Published December 1, 2023

Blackburn

MONROE, LA – ULM Professor of History Christopher Blackburn, Ph.D. was recently invited by the University at Buffalo to present the annual C.K. Huang Lecture in Medical History. The lecture took place in the Robert L. Brown History of Medicine Collection in the University at Buffalo’s Abbot Library on November 9, 2023. The C.K. Huang Lecture is named in honor of the former director of the UB Health Sciences Library and is offered annually on relevant aspects of medical history. 

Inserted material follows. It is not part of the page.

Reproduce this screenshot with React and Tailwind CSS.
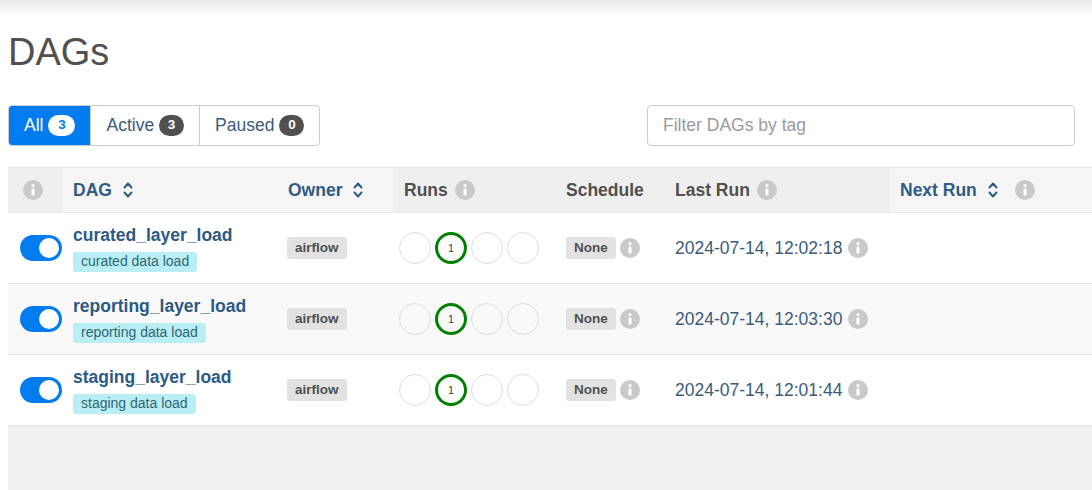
import React from "react";

const dags = [
  { id: "curated_layer_load", tag: "curated data load", last: "2024-07-14, 12:02:18" },
  { id: "reporting_layer_load", tag: "reporting data load", last: "2024-07-14, 12:03:30" },
  { id: "staging_layer_load", tag: "staging data load", last: "2024-07-14, 12:01:44" },
];

function InfoIcon() {
  return (
    <svg width="20" height="20" viewBox="0 0 20 20" className="shrink-0">
      <circle cx="10" cy="10" r="10" fill="#c9c9c9" />
      <circle cx="10" cy="5.6" r="1.6" fill="#fff" />
      <rect x="8.5" y="8.4" width="3" height="7" rx="0.6" fill="#fff" />
    </svg>
  );
}

function SortIcon() {
  return (
    <svg width="10" height="20" viewBox="0 0 10 20" className="shrink-0">
      <path d="M1.5 7.5 L5 3.5 L8.5 7.5" fill="none" stroke="#2f5b84" strokeWidth="2" strokeLinecap="round" strokeLinejoin="round" />
      <path d="M1.5 12.5 L5 16.5 L8.5 12.5" fill="none" stroke="#2f5b84" strokeWidth="2" strokeLinecap="round" strokeLinejoin="round" />
    </svg>
  );
}

function Toggle() {
  return (
    <div className="w-[43px] h-[26px] rounded-full bg-[#017cee] flex items-center justify-end pr-[3px]">
      <div className="w-[20px] h-[20px] rounded-full bg-white" />
    </div>
  );
}

function Badge({ children }) {
  return (
    <span className="inline-flex items-center h-[22px] px-[8px] rounded-[3px] bg-[#e2e2e2] text-[#51504f] text-[13.5px] font-bold">
      {children}
    </span>
  );
}

function Row({ dag, striped }) {
  return (
    <div className={`flex h-[71px] border-b border-[#e6e6e6] ${striped ? "bg-[#f9f9f9]" : "bg-white"}`}>
      <div className="w-[54px] shrink-0 pl-[12px] flex items-center">
        <Toggle />
      </div>
      <div className="w-[215px] shrink-0 pl-[11px] flex flex-col justify-center items-start">
        <span className="text-[17.5px] leading-[20px] font-bold text-[#2c5a85]">{dag.id}</span>
        <span className="mt-[7px] h-[20px] flex items-center px-[8px] rounded-[3px] bg-[#b9eef4] text-[#2f6673] text-[14px]">
          {dag.tag}
        </span>
      </div>
      <div className="w-[116px] shrink-0 pl-[10px] flex items-center">
        <Badge>airflow</Badge>
      </div>
      <div className="w-[162px] shrink-0 pl-[6px] flex items-center gap-[4px]">
        <div className="w-8 h-8 rounded-full border-[1.5px] border-[#dedede]" />
        <div className="w-8 h-8 rounded-full border-[3px] border-[#008000] flex items-center justify-center text-[10px] text-[#333]">
          1
        </div>
        <div className="w-8 h-8 rounded-full border-[1.5px] border-[#dedede]" />
        <div className="w-8 h-8 rounded-full border-[1.5px] border-[#dedede]" />
      </div>
      <div className="w-[110px] shrink-0 pl-[11px] flex items-center gap-[4px]">
        <Badge>None</Badge>
        <InfoIcon />
      </div>
      <div className="w-[225px] shrink-0 pl-[10px] flex items-center gap-[6px]">
        <span className="text-[17.5px] text-[#3b5b7a]">{dag.last}</span>
        <InfoIcon />
      </div>
      <div className="flex-1" />
    </div>
  );
}

export default function App() {
  return (
    <div className="w-[1092px] h-[490px] overflow-hidden bg-white font-['Liberation_Sans',Arial,sans-serif]">
      <div className="h-[16px] bg-gradient-to-b from-[#e8e8e8] to-white" />
      <div className="pl-2">
        <h1 className="mt-[17px] text-[38px] leading-none font-normal text-[#51504f]">DAGs</h1>

        <div className="mt-[34px] flex items-center justify-between pr-[17px]">
          <div className="flex h-[41px] rounded-[4px] border border-[#cccccc] overflow-hidden text-[17.5px]">
            <div className="flex items-center gap-[5px] px-[15px] bg-[#017cee] text-white">
              All
              <span className="h-[21px] min-w-[27px] px-[7px] rounded-full bg-white text-[#017cee] text-[13.5px] font-bold flex items-center justify-center">3</span>
            </div>
            <div className="flex items-center gap-[5px] px-[15px] border-l border-[#cccccc] text-[#3b5b7a]">
              Active
              <span className="h-[21px] min-w-[25px] px-[7px] rounded-full bg-[#51504f] text-white text-[13.5px] font-bold flex items-center justify-center">3</span>
            </div>
            <div className="flex items-center gap-[5px] px-[15px] border-l border-[#cccccc] text-[#3b5b7a]">
              Paused
              <span className="h-[21px] min-w-[25px] px-[7px] rounded-full bg-[#51504f] text-white text-[13.5px] font-bold flex items-center justify-center">0</span>
            </div>
          </div>
          <div className="w-[428px] h-[41px] rounded-[4px] border border-[#cccccc] flex items-center px-[15px] text-[17.5px] text-[#9b9b9b]">
            Filter DAGs by tag
          </div>
        </div>

        <div className="mt-[21px] w-[1100px]">
          <div className="flex h-[46px] border-t border-b border-[#e6e6e6] text-[17.5px] font-bold">
            <div className="w-[54px] shrink-0 bg-[#efefef] pl-[15px] flex items-center">
              <InfoIcon />
            </div>
            <div className="w-[215px] shrink-0 bg-[#f5f5f5] pl-[11px] flex items-center gap-[11px] text-[#2f5b84]">
              DAG <SortIcon />
            </div>
            <div className="w-[116px] shrink-0 bg-[#f5f5f5] pl-[11px] flex items-center gap-[11px] text-[#2f5b84]">
              Owner <SortIcon />
            </div>
            <div className="w-[162px] shrink-0 bg-[#efefef] pl-[11px] flex items-center gap-[7px] text-[#51504f]">
              Runs <InfoIcon />
            </div>
            <div className="w-[110px] shrink-0 bg-[#efefef] pl-[11px] flex items-center text-[#51504f]">
              Schedule
            </div>
            <div className="w-[225px] shrink-0 bg-[#efefef] pl-[10px] flex items-center gap-[7px] text-[#51504f]">
              Last Run <InfoIcon />
            </div>
            <div className="flex-1 bg-[#f5f5f5] pl-[10px] flex items-center text-[#2f5b84]">
              Next Run
              <span className="ml-[11px]"><SortIcon /></span>
              <span className="ml-[17px]"><InfoIcon /></span>
            </div>
          </div>
          {dags.map((d, i) => (
            <Row key={d.id} dag={d} striped={i === 1} />
          ))}
          <div className="h-[70px] bg-[#f0f0f0]" />
        </div>
      </div>
    </div>
  );
}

According to Dr. Blackburn, “It was a tremendous honor to be invited as their annual speaker. It provided a unique opportunity for me to share my research on the history of healthcare and humanitarianism with an engaging and diverse audience of healthcare professionals, historians, and representatives from the local Polish community.” 

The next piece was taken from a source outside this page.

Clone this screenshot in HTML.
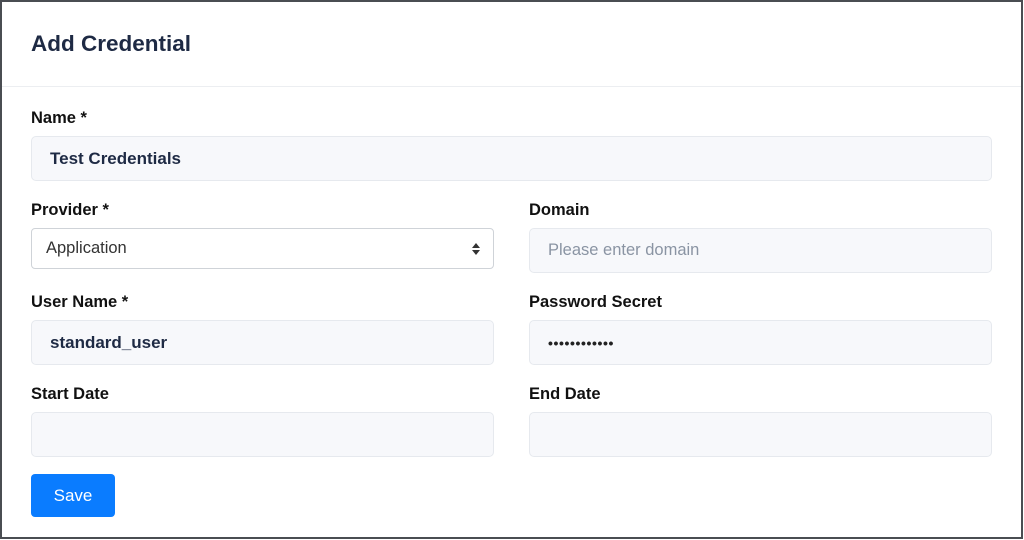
<!DOCTYPE html>
<html><head><style>
*{box-sizing:border-box;margin:0;padding:0}
body{width:1024px;height:540px;background:#fff;font-family:"Liberation Sans",sans-serif;position:relative;overflow:hidden}
.frame{position:absolute;left:0;top:0;width:1023px;height:539px;border:2px solid #4a4d52;background:#fff}
.hdr{position:absolute;left:2px;top:86px;width:1019px;height:1px;background:#eceef1}
h1{position:absolute;left:31px;top:31px;font-size:22.5px;font-weight:bold;color:#1e2a44}
.lbl{position:absolute;font-size:16.5px;font-weight:bold;color:#111;line-height:18px}
.in{position:absolute;background:#f7f8fb;border:1px solid #e6e9ee;border-radius:5px;height:45px;font-size:17px;padding-left:18px;display:flex;align-items:center;color:#1e2a44;font-weight:bold}
.sel{position:absolute;left:31px;top:228px;width:463px;height:41px;border:1px solid #cfd3d8;border-radius:4px;background:#fff;font-size:16.5px;color:#333;padding-left:14px;display:flex;align-items:center}
.btn{position:absolute;left:31px;top:474px;width:84px;height:43px;background:#0a7cff;border-radius:4px;color:#fff;font-size:17px;display:flex;align-items:center;justify-content:center}
</style></head><body>
<div class="frame"></div>
<h1>Add Credential</h1>
<div class="hdr"></div>
<div class="lbl" style="left:31px;top:109px">Name *</div>
<div class="in" style="left:31px;top:136px;width:961px">Test Credentials</div>
<div class="lbl" style="left:31px;top:201px">Provider *</div>
<div class="sel">Application<svg style="position:absolute;right:12px;top:13px" width="10" height="14" viewBox="0 0 10 14"><path d="M1 6L5 1L9 6Z M1 8L5 13L9 8Z" fill="#333"/></svg></div>
<div class="lbl" style="left:529px;top:201px">Domain</div>
<div class="in" style="left:529px;top:228px;width:463px;font-weight:normal;color:#8a94a3;font-size:16.5px">Please enter domain</div>
<div class="lbl" style="left:31px;top:293px">User Name *</div>
<div class="in" style="left:31px;top:320px;width:463px">standard_user</div>
<div class="lbl" style="left:529px;top:293px">Password Secret</div>
<div class="in" style="left:529px;top:320px;width:463px;font-size:14px;letter-spacing:0.6px;color:#222">••••••••••••</div>
<div class="lbl" style="left:31px;top:385px">Start Date</div>
<div class="in" style="left:31px;top:412px;width:463px"></div>
<div class="lbl" style="left:529px;top:385px">End Date</div>
<div class="in" style="left:529px;top:412px;width:463px"></div>
<div class="btn">Save</div>
</body></html>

“It was a great honor for Dr. Blackburn to be invited to speak at the University at Buffalo and reflects well on ULM, the School of Humanities, and the History Program,” said Dr. Jeffrey Anderson, Associate Director of the School of Humanities and History Program Coordinator at ULM.  

On this occasion, Dr. Blackburn’s presentation, Weaponizing Disease: Typhus during the Polish-Bolshevik War, coincided with the opening of a new archival exhibit—Praxeda I. Fronczak: A Red Cross Nurse in Poland (1919-1921). The Fronczak Exhibit highlights Praxeda’s training and deployment as an American Red Cross nurse from Buffalo, New York to the eastern front of the Polish-Bolshevik War. The exhibit demonstrates the invaluable humanitarian aid, nursing, and nursing education she provided to the Polish people, soldiers, and refugees throughout the war. Professor Blackburn’s presentation brought a broader understanding of the exhibit by focusing on the disastrous typhus epidemic sweeping across the Polish lands with the Soviet invasion of 1920. A crisis made worse as the Red Army worked to spread disease and exacerbate the public health crisis throughout Poland and its borderlands during the war. The lecture drew heavily on research from Blackburn’s 2021 article in the Polish journal Przegląd Historyczno-Wojskowy--When Typhus Rode a Red Horse: Weaponizing Disease During the Polish-Bolshevik War 

According to Dr. Keith Mages, Curator of the History of Medicine Collection, Dr. Blackburn’s work on disease in post-World War I Poland is “fascinating” and “extremely interesting to our constituents.” His “talk, of course, complements this exhibit wonderfully!” stated Mages.  

Professor Blackburn is currently working on a history of the creation and maintenance of an independent Polish Army at Niagara-On- The-Lake, Ontario during the First World War.